In 1999, the label released their final albums, Infamous Syndicate's Changing the Game, Tear da Club Up Thugs' CrazyNDaLazDayz, Bootleg's Death Before Dishonesty and Krayzie Bone's Thug Mentality 1999. Then, in June, Relativity's operations as a label was folded. Most of its urban roster was drafted to Steve Rifkind's Loud Records. From then on out, Loud took over a majority of Relativity's operations as a label and in-house distributor for Hypnotize Minds, the Beatnuts, Krayzie Bone, and M.O.P., while the rest of the major roster was moved from RCA Records to Columbia Records.
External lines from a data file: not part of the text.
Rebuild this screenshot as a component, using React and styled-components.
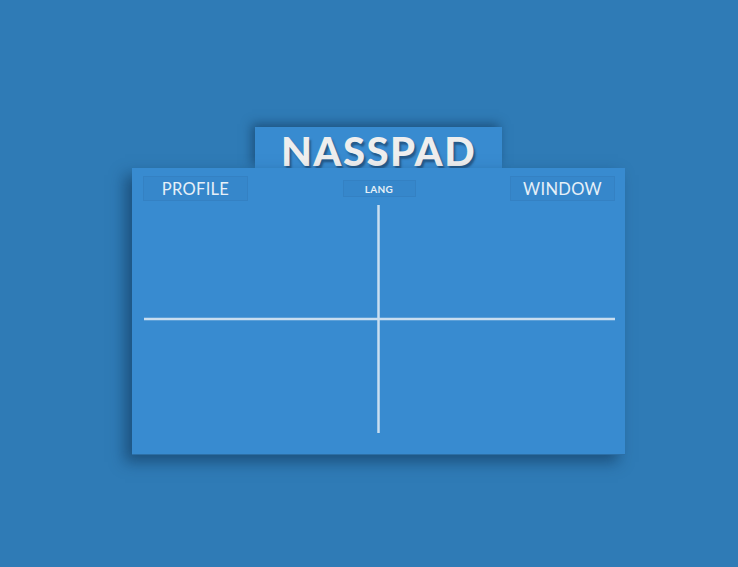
import React from 'react'
import styled, { createGlobalStyle } from 'styled-components'

const Global = createGlobalStyle`
  html, body {
    margin: 0;
    height: 100%;
    background: #2f7bb6;
  }
  body {
    font-family: 'Lato', 'Liberation Sans', sans-serif;
  }
`

function App() {
  return (
    <>
      <Global />
      <Page>
        <Pad>
          <Tab>
            <Title>NASSPAD</Title>
          </Tab>
          <Panel>
            <Toolbar>
              <MenuButton>PROFILE</MenuButton>
              <MenuButton small>LANG</MenuButton>
              <MenuButton>WINDOW</MenuButton>
            </Toolbar>
            <Plot>
              <svg width="471" height="228" viewBox="0 0 471 228">
                <line x1="234.5" y1="0" x2="234.5" y2="228" stroke="#c9def0" strokeWidth="2.5" />
                <line x1="0" y1="114" x2="471" y2="114" stroke="#c9def0" strokeWidth="2.5" />
              </svg>
            </Plot>
          </Panel>
        </Pad>
      </Page>
    </>
  )
}

const Page = styled.div`
  min-height: 567px;
  padding: 127px 0 0 132px;
  box-sizing: border-box;
`

const Pad = styled.div`
  width: 493px;
  display: flex;
  flex-direction: column;
`

const Tab = styled.div`
  align-self: flex-start;
  margin-left: 123px;
  width: 247px;
  height: 41px;
  background: #388bd0;
  display: flex;
  justify-content: center;
  align-items: center;
  box-shadow: -3px -3px 10px rgba(10, 40, 70, 0.5);
  position: relative;
  z-index: 0;
`

const Title = styled.h1`
  margin: 6px 0 0;
  font-size: 40px;
  font-weight: 900;
  letter-spacing: 1.5px;
  color: #eeeeee;
  text-shadow: 2px 3px 2px rgba(20, 50, 80, 0.55);
`

const Panel = styled.div`
  position: relative;
  z-index: 1;
  height: 287px;
  background: #388bd0;
  border-bottom: 1px solid #2c6fa6;
  box-sizing: border-box;
  padding: 8px 10px 21px 11px;
  display: flex;
  flex-direction: column;
  box-shadow: -7px 7px 14px rgba(10, 40, 70, 0.5);
`

const Toolbar = styled.div`
  display: flex;
  justify-content: space-between;
  align-items: center;
  height: 25px;
`

const MenuButton = styled.button`
  font-family: 'Lato', 'Liberation Sans', sans-serif;
  color: #e6f0f8;
  background: rgba(40, 110, 175, 0.12);
  border: 1px solid #3481c3;
  box-sizing: border-box;
  width: ${p => (p.small ? '73px' : '105px')};
  height: ${p => (p.small ? '17px' : '25px')};
  font-size: ${p => (p.small ? '10px' : '16.5px')};
  font-weight: ${p => (p.small ? 700 : 400)};
  padding: 0;
  letter-spacing: 0.3px;
`

const Plot = styled.div`
  margin-top: 4px;
  flex: 1;
  display: flex;
  align-items: center;
  justify-content: center;
`

export default App
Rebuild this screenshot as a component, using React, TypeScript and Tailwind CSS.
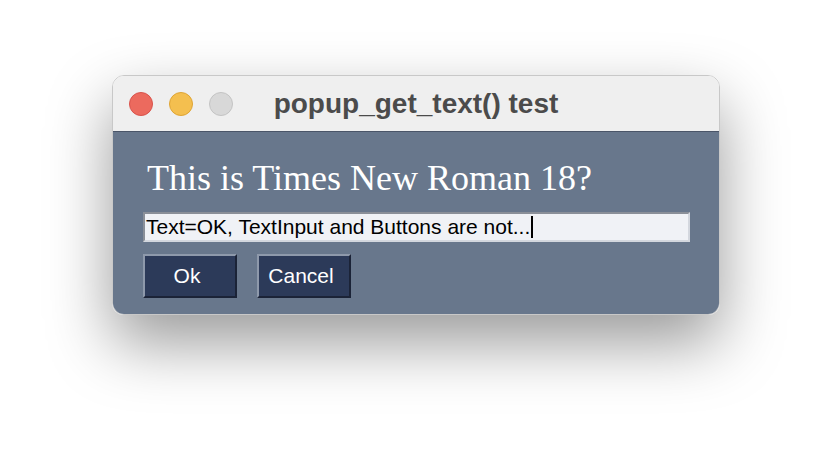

Henchforth, as part of Loud's takeover of Relativity under Sony, they were required to distribute in North America under Columbia or Relativity's distribution parent, RED, while in Europe, they were to be distributed by or under Epic. In 2002, after Loud suffered and Rifkind began developing issues with Sony Music, they relinquished him from Loud Records and folded his imprint, effectively ending related operations of Relativity. However, RED Distribution remained active, distributing other labels like Artemis Records.

The Relativity brand was acquired by Sony Music (known at the time as Sony BMG) in 2007. Reissues by Relativity releases will be distributed by Sony instead of RED, which in 2017, was merged into The Orchard. Meanwhile, releases after Relativity under the RED Distribution banner will be handled by the Orchard.